Que les parents d’enfants dyslexiques se rassurent : on peut être touché par un trouble DYS et viser une fonction importante. Preuve en est avec la nomination de Stéphane Séjourné, au ministère des Affaires Etrangères, bien qu’il garde quelques séquelles de sa dyslexie.
Des troubles de l’écrit et du langage chez un ministre
Le chef de la diplomatie française serait ainsi encore coutumier de fautes de français et d’erreurs de prononciations, qui font le bonheur des internautes à la critique facile. Un fait qu’il a expliqué dans les pages du Parisien le 20 janvier dernier.
"Très jeune, j’ai été diagnostiqué avec une très forte dyslexie", rappelle-t-il au quotidien.
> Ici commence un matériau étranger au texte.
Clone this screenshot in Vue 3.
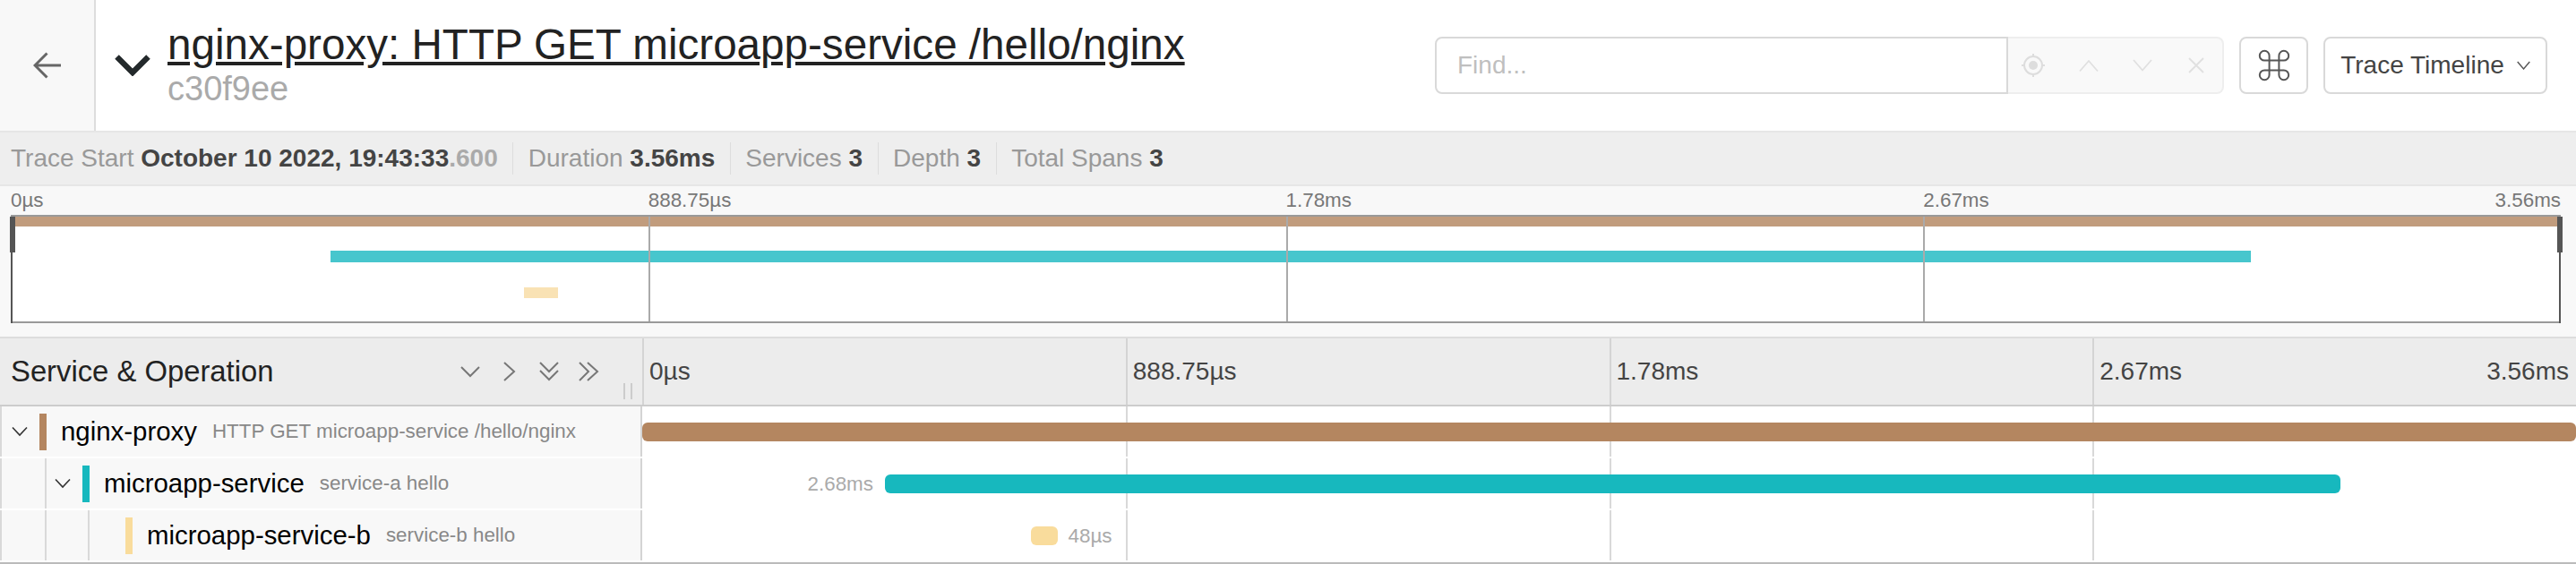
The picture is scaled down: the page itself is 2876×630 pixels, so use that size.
<script setup>
const summary = [
  { label: 'Duration', value: '3.56ms' },
  { label: 'Services', value: '3' },
  { label: 'Depth', value: '3' },
  { label: 'Total Spans', value: '3' },
]
const miniTicks = ['0µs', '888.75µs', '1.78ms', '2.67ms']
const headTicks = ['0µs', '888.75µs', '1.78ms', '2.67ms']
const spans = [
  { id: 1, name: 'nginx-proxy', op: 'HTTP GET microapp-service /hello/nginx', color: '#b48660', mini: '#c19c7d', left: 0, width: 100, depth: 0, open: true, miniTop: 0, miniH: 11 },
  { id: 2, name: 'microapp-service', op: 'service-a hello', color: '#17b8be', mini: '#47c6cd', left: 12.55, width: 75.28, depth: 1, open: true, label: '2.68ms', labelSide: 'left', miniTop: 37.5, miniH: 13 },
  { id: 3, name: 'microapp-service-b', op: 'service-b hello', color: '#f9dc9c', mini: '#f9e2b4', left: 20.12, width: 1.35, depth: 2, open: false, label: '48µs', labelSide: 'right', miniTop: 79, miniH: 12 },
]
</script>

<template>
  <div class="page">
    <header class="top">
      <div class="back">
        <svg width="31" height="30" viewBox="0 0 31 30" fill="none" stroke="#666" stroke-width="3"><path d="M2 15H31M15.5 1.5 2 15 15.5 28.5" /></svg>
      </div>
      <svg class="collapse" width="40" height="24" viewBox="0 0 40 24" fill="none" stroke="#23292b" stroke-width="6.4"><path d="M2.5 2.5 20 20 37.5 2.5" /></svg>
      <div class="heading">
        <h1>nginx-proxy: HTTP GET microapp-service /hello/nginx</h1>
        <small>c30f9ee</small>
      </div>
      <div class="find">
        <div class="find-input">Find...</div>
        <div class="find-tools">
          <svg width="26" height="26" viewBox="0 0 26 26" fill="none" stroke="#ddd" stroke-width="2"><circle cx="13" cy="13" r="10" /><circle cx="13" cy="13" r="5" fill="#ddd" stroke="none" /><path d="M13 0v3M13 23v3M0 13h3M23 13h3" /></svg>
          <svg width="22" height="16" viewBox="0 0 22 16" fill="none" stroke="#e0e0e0" stroke-width="1.8"><path d="M1 14.5 11 3 21 14.5" /></svg>
          <svg width="22" height="16" viewBox="0 0 22 16" fill="none" stroke="#e0e0e0" stroke-width="1.8"><path d="M1 2 11 13.5 21 2" /></svg>
          <svg width="18" height="18" viewBox="0 0 18 18" fill="none" stroke="#e0e0e0" stroke-width="1.8"><path d="M1 1 17 17M17 1 1 17" /></svg>
        </div>
      </div>
      <button class="btn cmd">
        <svg width="36" height="36" viewBox="2 2 20 20" fill="none" stroke="#555" stroke-width="1.1"><path d="M18 3a3 3 0 0 0-3 3v12a3 3 0 0 0 3 3 3 3 0 0 0 3-3 3 3 0 0 0-3-3H6a3 3 0 0 0-3 3 3 3 0 0 0 3 3 3 3 0 0 0 3-3V6a3 3 0 0 0-3-3 3 3 0 0 0-3 3 3 3 0 0 0 3 3h12a3 3 0 0 0 3-3 3 3 0 0 0-3-3z" /></svg>
      </button>
      <button class="btn select">
        <span>Trace Timeline</span>
        <svg width="15" height="10" viewBox="0 0 15 10" fill="none" stroke="#555" stroke-width="1.4"><path d="M.7 1 7.5 9 14.3 1" /></svg>
      </button>
    </header>

    <section class="summary">
      <span class="item">Trace Start <b>October 10 2022, 19:43:33</b><b class="ms">.600</b></span>
      <span v-for="s in summary" :key="s.label" class="item">{{ s.label }} <b>{{ s.value }}</b></span>
    </section>

    <section class="mini">
      <div class="mini-labels">
        <span v-for="t in miniTicks" :key="t" class="mini-label">{{ t }}</span>
        <span class="mini-last">3.56ms</span>
      </div>
      <div class="mini-track">
        <i v-for="n in 3" :key="n" class="mini-tick" :style="{ left: n * 25 + '%' }"></i>
        <i v-for="s in spans" :key="s.id" class="mini-bar" :style="{ left: s.left + '%', width: s.width + '%', top: s.miniTop + 'px', height: s.miniH + 'px', background: s.mini }"></i>
        <i class="grip left"></i>
        <i class="grip right"></i>
      </div>
    </section>

    <section class="table-head">
      <div class="left-col head-title">
        <span>Service &amp; Operation</span>
        <div class="tools">
          <svg width="24" height="24" viewBox="0 0 24 24"><path d="M2 7 12 17 22 7" /></svg>
          <svg width="24" height="24" viewBox="0 0 24 24"><path d="M6 2 17 12 6 22" /></svg>
          <svg width="24" height="24" viewBox="0 0 24 24"><path d="M2 2 12 12 22 2M2 11 12 21 22 11" /></svg>
          <svg width="24" height="24" viewBox="0 0 24 24"><path d="M2 2 12 12 2 22M11 2 22 12 11 22" /></svg>
        </div>
        <i class="resize"></i>
      </div>
      <div class="head-ticks">
        <div v-for="t in headTicks" :key="t" class="head-tick">{{ t }}</div>
        <span class="last-tick">3.56ms</span>
      </div>
    </section>

    <section class="rows">
      <div v-for="s in spans" :key="s.id" class="row">
        <div class="left-col span-name">
          <i class="guide first"></i>
          <i v-for="d in s.depth" :key="d" class="guide" :style="{ left: (d * 48 + 2) + 'px' }"></i>
          <div class="span-inner" :style="{ paddingLeft: s.depth * 48 + 'px' }">
            <svg v-if="s.open" class="twist" width="18" height="12" viewBox="0 0 18 12" fill="none" stroke="#333" stroke-width="1.6"><path d="M1 1.5 9 10 17 1.5" /></svg>
            <span v-else class="twist-space"></span>
            <i class="swatch" :style="{ background: s.color }"></i>
            <span class="name">{{ s.name }}</span>
            <span class="op">{{ s.op }}</span>
          </div>
        </div>
        <div class="span-view">
          <i v-for="n in 3" :key="n" class="grid-line" :style="{ left: n * 25 + '%' }"></i>
          <div class="bar" :style="{ left: s.left + '%', width: s.width + '%', background: s.color }">
            <span v-if="s.label" class="dur" :class="s.labelSide">{{ s.label }}</span>
          </div>
        </div>
      </div>
    </section>
  </div>
</template>

<style>
html, body { margin: 0; background: #fff; }
</style>

<style scoped>
.page { width: 2876px; height: 630px; overflow: hidden; font-family: "Liberation Sans", Arial, sans-serif; color: #222; }
.top { height: 146px; display: flex; align-items: center; border-bottom: 2px solid #e6e6e6; }
.back { width: 105px; height: 100%; background: #f8f8f8; border-right: 2px solid #ddd; display: flex; align-items: center; justify-content: center; flex: none; }
.collapse { margin: 0 19px 0 21px; flex: none; }
.heading { flex: 1; min-width: 0; margin-top: -5px; }
h1 { margin: 0; font-size: 47.6px; font-weight: 400; line-height: 56px; text-decoration: underline; color: #222; white-space: nowrap; }
small { display: block; font-size: 38px; line-height: 42px; color: #aaa; }
.find { display: flex; height: 64px; width: 881px; flex: none; }
.find-input { width: 640px; box-sizing: border-box; border: 2px solid #d9d9d9; border-radius: 8px 0 0 8px; font-size: 28px; line-height: 60px; padding-left: 23px; color: #bfbfbf; }
.find-tools { flex: 1; box-sizing: border-box; display: flex; align-items: center; gap: 38px; padding-left: 15px; background: #f9f9f9; border: 2px solid #eee; border-left: 0; border-radius: 0 8px 8px 0; }
.find-tools svg:last-child { margin-left: 2px; }
.btn { height: 64px; box-sizing: border-box; background: #fff; border: 2px solid #d9d9d9; border-radius: 8px; font: inherit; font-size: 28px; color: #444; display: flex; align-items: center; justify-content: center; padding: 0; flex: none; }
.cmd { width: 77px; margin-left: 17px; }
.select { width: 250px; margin: 0 32px 0 17px; gap: 14px; }
.summary { height: 60px; box-sizing: border-box; background: #eee; border-bottom: 2px solid #e6e6e6; display: flex; align-items: center; padding-left: 12px; font-size: 28px; color: #999; white-space: nowrap; }
.item { padding-right: 16.5px; margin-right: 16.5px; border-right: 1px solid #ddd; line-height: 36px; }
.item:last-child { border: 0; }
.item b { color: #444; }
.item b.ms { color: #aaa; }
.mini { height: 170px; box-sizing: border-box; background: #f8f8f8; border-bottom: 2px solid #ddd; padding: 0 17px 0 12px; }
.mini-labels { position: relative; height: 32px; display: flex; align-items: center; font-size: 22.4px; color: #777; }
.mini-label { width: 25%; flex: none; }
.mini-last { position: absolute; right: 0; }
.mini-track { position: relative; height: 121px; background: #fff; border-top: 2px solid #999; border-bottom: 2px solid #999; box-sizing: border-box; }
.mini-track i { position: absolute; display: block; }
.mini-tick { top: 0; bottom: 0; width: 2px; background: #aaa; z-index: 2; }
.grip { width: 6px; height: 40px; top: 0; background: #555; z-index: 3; }
.grip::after { content: ""; position: absolute; top: 40px; width: 2px; height: 79px; background: #555; }
.grip.left { left: -1px; }
.grip.left::after { left: 1px; }
.grip.right { right: -2px; }
.grip.right::after { right: 2px; }
.table-head { height: 76px; display: flex; background: #ececec; border-bottom: 2px solid #ccc; box-sizing: border-box; }
.left-col { width: 717px; flex: none; box-sizing: border-box; }
.head-title { position: relative; display: flex; align-items: center; padding-left: 12px; padding-right: 48px; font-size: 32.8px; color: #222; }
.tools { margin-left: auto; display: flex; gap: 20px; }
.tools svg { fill: none; stroke: #777; stroke-width: 2; }
.resize { position: absolute; left: 696px; top: 50px; width: 10px; height: 18px; box-sizing: border-box; border-left: 2px solid #ccc; border-right: 2px solid #ccc; }
.head-ticks { position: relative; flex: 1; display: flex; color: #444; font-size: 28px; }
.head-tick { width: 25%; box-sizing: border-box; border-left: 2px solid #d4d4d4; padding-left: 6px; display: flex; align-items: center; }
.last-tick { position: absolute; right: 8px; top: 0; bottom: 0; display: flex; align-items: center; }
.rows { height: 174px; border-bottom: 3px solid #bbb; }
.row { height: 58px; display: flex; border-bottom: 2px solid #fff; box-sizing: border-box; }
.span-name { position: relative; background: #f8f8f8; border-right: 2px solid #d4d4d4; }
.guide { position: absolute; top: 0; bottom: 0; width: 2px; background: #d9d9d9; }
.guide.first { left: 0; }
.span-inner { display: flex; align-items: center; height: 100%; white-space: nowrap; }
.twist { margin-left: 13px; margin-right: 13px; flex: none; }
.twist-space { width: 44px; flex: none; }
.swatch { width: 8px; height: 41px; flex: none; }
.name { margin-left: 16px; font-size: 29.4px; color: #000; }
.op { margin-left: 17px; font-size: 22.4px; color: #888; }
.span-view { position: relative; flex: 1; }
.grid-line { position: absolute; top: 0; bottom: 0; width: 2px; background: #d9d9d9; }
.bar { position: absolute; top: 18px; height: 21px; border-radius: 6px; }
.dur { position: absolute; top: 0; line-height: 21px; font-size: 22.4px; color: #aaa; white-space: nowrap; }
.dur.left { right: calc(100% + 13px); }
.dur.right { left: calc(100% + 12px); }
</style>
S’en est suivi alors un long travail "de rééducation" pour se débarrasser de ses "défauts à l'oral". Des défauts qui malgré tout, peuvent refaire surface dans "des moments de fatigue ou de stress". Stéphane Séjourné l’assure pourtant, ces défauts n’ont “aucune implication" sur son travail.
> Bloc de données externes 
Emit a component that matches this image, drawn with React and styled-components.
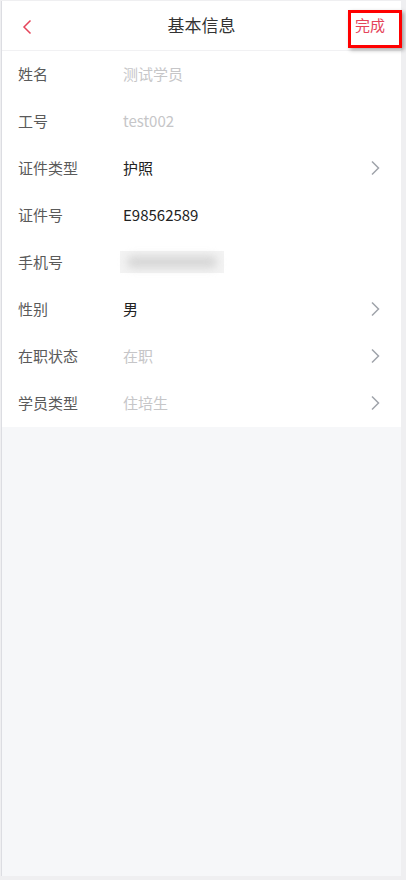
import React from 'react';
import styled, { createGlobalStyle } from 'styled-components';

const GlobalStyle = createGlobalStyle`
  html, body {
    margin: 0;
    padding: 0;
    background: #efeff1;
  }
  body {
    font-family: "Noto Sans CJK SC", "Noto Sans", sans-serif;
  }
`;

const Screen = styled.div`
  position: relative;
  margin: 1px 0 0 1px;
  width: 400px;
  height: 875px;
  background: #f6f7f9;
  border-left: 1px solid #dcdde2;
  box-sizing: border-box;
`;

const Header = styled.div`
  position: relative;
  height: 50px;
  padding-bottom: 2px;
  background: #fff;
  border-bottom: 1px solid #f1f1f3;
  display: flex;
  align-items: center;
  justify-content: center;
  box-sizing: border-box;
`;

const Title = styled.div`
  font-size: 17px;
  color: #333;
`;

const Back = styled.div`
  position: absolute;
  left: 20px;
  top: 17px;
  width: 16px;
  height: 18px;
  display: flex;
  align-items: center;
`;

const Done = styled.div`
  position: absolute;
  right: 16px;
  top: 13px;
  font-size: 15px;
  color: #e5445a;
`;

const Highlight = styled.div`
  position: absolute;
  right: -1px;
  top: 9px;
  width: 54px;
  height: 38px;
  border: 3px solid #ff0000;
  box-sizing: border-box;
  box-shadow: 2px 2px 4px rgba(0, 0, 0, 0.35);
`;

const List = styled.div`
  background: #fff;
`;

const Row = styled.div`
  height: 47px;
  padding: 0 21px 2px 16px;
  display: flex;
  align-items: center;
  box-sizing: border-box;
`;

const Label = styled.div`
  width: 105px;
  font-size: 15px;
  color: #5a5a5a;
`;

const Value = styled.div`
  flex: 1;
  font-size: 15px;
  color: ${p => (p.$placeholder ? '#c6c6c8' : '#222')};
`;

const Blur = styled.div`
  width: 104px;
  height: 22px;
  margin-left: -3px;
  background: #f3f3f3;
  display: flex;
  align-items: center;
  justify-content: center;
  &::after {
    content: '';
    width: 90px;
    height: 12px;
    border-radius: 6px;
    background: #d6d6d6;
    filter: blur(4px);
  }
`;

const Chevron = ({ color = '#a0a4ab', dir = 'right' }) => (
  <svg width="10" height="16" viewBox="0 0 10 16">
    <polyline
      points={dir === 'right' ? '2,1.5 8.5,8 2,14.5' : '8.5,1.5 2,8 8.5,14.5'}
      fill="none"
      stroke={color}
      strokeWidth="1.5"
    />
  </svg>
);

const rows = [
  { label: '姓名', value: '测试学员', placeholder: true },
  { label: '工号', value: 'test002', placeholder: true },
  { label: '证件类型', value: '护照', arrow: true },
  { label: '证件号', value: 'E98562589' },
  { label: '手机号', blur: true },
  { label: '性别', value: '男', arrow: true },
  { label: '在职状态', value: '在职', placeholder: true, arrow: true },
  { label: '学员类型', value: '住培生', placeholder: true, arrow: true },
];

export default function App() {
  return (
    <>
      <GlobalStyle />
      <Screen>
        <Header>
          <Back>
            <Chevron color="#e5445a" dir="left" />
          </Back>
          <Title>基本信息</Title>
          <Done>完成</Done>
          <Highlight />
        </Header>
        <List>
          {rows.map(r => (
            <Row key={r.label}>
              <Label>{r.label}</Label>
              <Value $placeholder={r.placeholder}>
                {r.blur ? <Blur /> : r.value}
              </Value>
              {r.arrow && <Chevron />}
            </Row>
          ))}
        </List>
      </Screen>
    </>
  );
}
Des difficultés d’élocution qui étonnent
Ceux qui connaissent un peu la dyslexie s’étonnent pourtant des erreurs d’élocution du ministre. Selon la définition une personne dyslexique est "une personne qui va rencontrer dans le déroulement de ses apprentissages un retard de développement des processus pour lire et écrire, mais qui n’a pas de troubles de compréhension ni de trouble de langage".
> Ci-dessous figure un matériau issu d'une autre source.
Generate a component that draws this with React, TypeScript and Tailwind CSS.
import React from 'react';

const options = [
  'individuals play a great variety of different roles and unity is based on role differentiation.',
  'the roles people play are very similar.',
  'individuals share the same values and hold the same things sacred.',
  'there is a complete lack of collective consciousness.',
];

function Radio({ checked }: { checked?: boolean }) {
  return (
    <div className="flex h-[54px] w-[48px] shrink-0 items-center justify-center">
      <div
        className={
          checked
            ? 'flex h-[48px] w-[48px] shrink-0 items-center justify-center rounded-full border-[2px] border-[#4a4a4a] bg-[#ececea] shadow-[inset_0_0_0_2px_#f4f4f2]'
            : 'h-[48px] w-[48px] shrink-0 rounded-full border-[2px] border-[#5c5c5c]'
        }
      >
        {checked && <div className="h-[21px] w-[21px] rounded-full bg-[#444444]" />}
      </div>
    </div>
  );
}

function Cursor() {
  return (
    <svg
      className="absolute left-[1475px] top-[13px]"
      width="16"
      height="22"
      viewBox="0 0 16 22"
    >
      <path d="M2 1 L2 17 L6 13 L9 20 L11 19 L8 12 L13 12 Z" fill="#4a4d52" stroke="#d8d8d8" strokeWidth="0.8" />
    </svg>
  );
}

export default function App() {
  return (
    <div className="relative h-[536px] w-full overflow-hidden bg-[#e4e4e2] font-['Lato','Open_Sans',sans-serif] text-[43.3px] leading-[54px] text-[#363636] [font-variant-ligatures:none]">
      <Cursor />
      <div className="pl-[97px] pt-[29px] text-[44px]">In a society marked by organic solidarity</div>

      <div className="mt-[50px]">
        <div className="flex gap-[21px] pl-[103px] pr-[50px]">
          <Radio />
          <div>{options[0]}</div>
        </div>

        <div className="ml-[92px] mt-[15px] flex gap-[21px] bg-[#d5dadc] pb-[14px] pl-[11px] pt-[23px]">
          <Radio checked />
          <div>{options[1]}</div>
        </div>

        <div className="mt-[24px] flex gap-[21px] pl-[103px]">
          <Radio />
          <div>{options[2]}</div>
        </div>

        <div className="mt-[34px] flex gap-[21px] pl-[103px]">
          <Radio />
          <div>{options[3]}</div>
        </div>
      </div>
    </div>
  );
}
Consulté par Doctissimo, Gilles Leloup, orthophoniste et docteur en sciences du langage nous explique la raison probable de cette double difficulté :
Il existe ainsi trois causes de dyslexie :
- Une phonologie mal stabilisée : les sons de notre langue que l’on entend dès la naissance ("p", "b"... ) mais qui vont être mal différencié et donc mal assimilée à une représentation visuelle (la lettre) par l’enfant ;
- Une mauvaise représentation visuelle de la forme des lettres qui rend le fait d’encoder plus compliqué ;
- Un manque de lien entre le sens et la représentation symbolique d’une lettre, d’un mot ;
Trois causes qui vont induire une lecture plus lente et de façon moins précise qu'une personne non atteinte.
"Or ce qu’on voit chez le ministre ce sont des problèmes de syntaxe. Ce qu’on sait aussi c’est que l’apprentissage de la lecture stabilise en général la représentation des mots chez les personnes atteintes de troubles du langage oral. Mais si le ministre a eu des difficultés à lire, il est plus difficile de maîtriser sa syntaxe puisque la stabilisation par l’écrit et la lecture n’a pas pu se faire correctement. Ce trouble du langage peut être lié à sa vitesse de lecture".
Les personnes dyslexiques développent bien d’autres forces
Le retard d’apprentissage d’un élève dyslexique peut-il impacter négativement son avenir, comme le craignent de nombreux parents ? Gilles Loup évoque plutôt une force qu’un handicap sur le long terme. "Cela va bien sûr dépendre de facteurs socio-éducatifs, économiques et environnementaux. Mais les adultes dyslexiques peuvent tout à fait convoiter de grandes carrières. S’ils gardent généralement une dysorthographie, et une vitesse de lecture plutôt lente sur des supports types roman, ils maîtrisent parfaitement les supports techniques, et les études démontrent que les adultes dyslexiques ont acquis, du fait de leur parcours scolaire, des compétences de compensation exécutives supérieurs aux autres".
De fait, les adultes dyslexiques seraient souvent :
- Plus résistants au stress ;
- Plus résistants face à des facteurs d’épuisement cognitif ;
- Plus performants en mémorisation.
Parce qu’ils ont développé des compétences devenues des moteurs au cours de leur scolarité.
"Cela leur permet d’avoir de très bonnes compétences. Le diagnostic de dyslexie n’est pas un facteur de risques, mais un facteur de protection" conclut notre expert.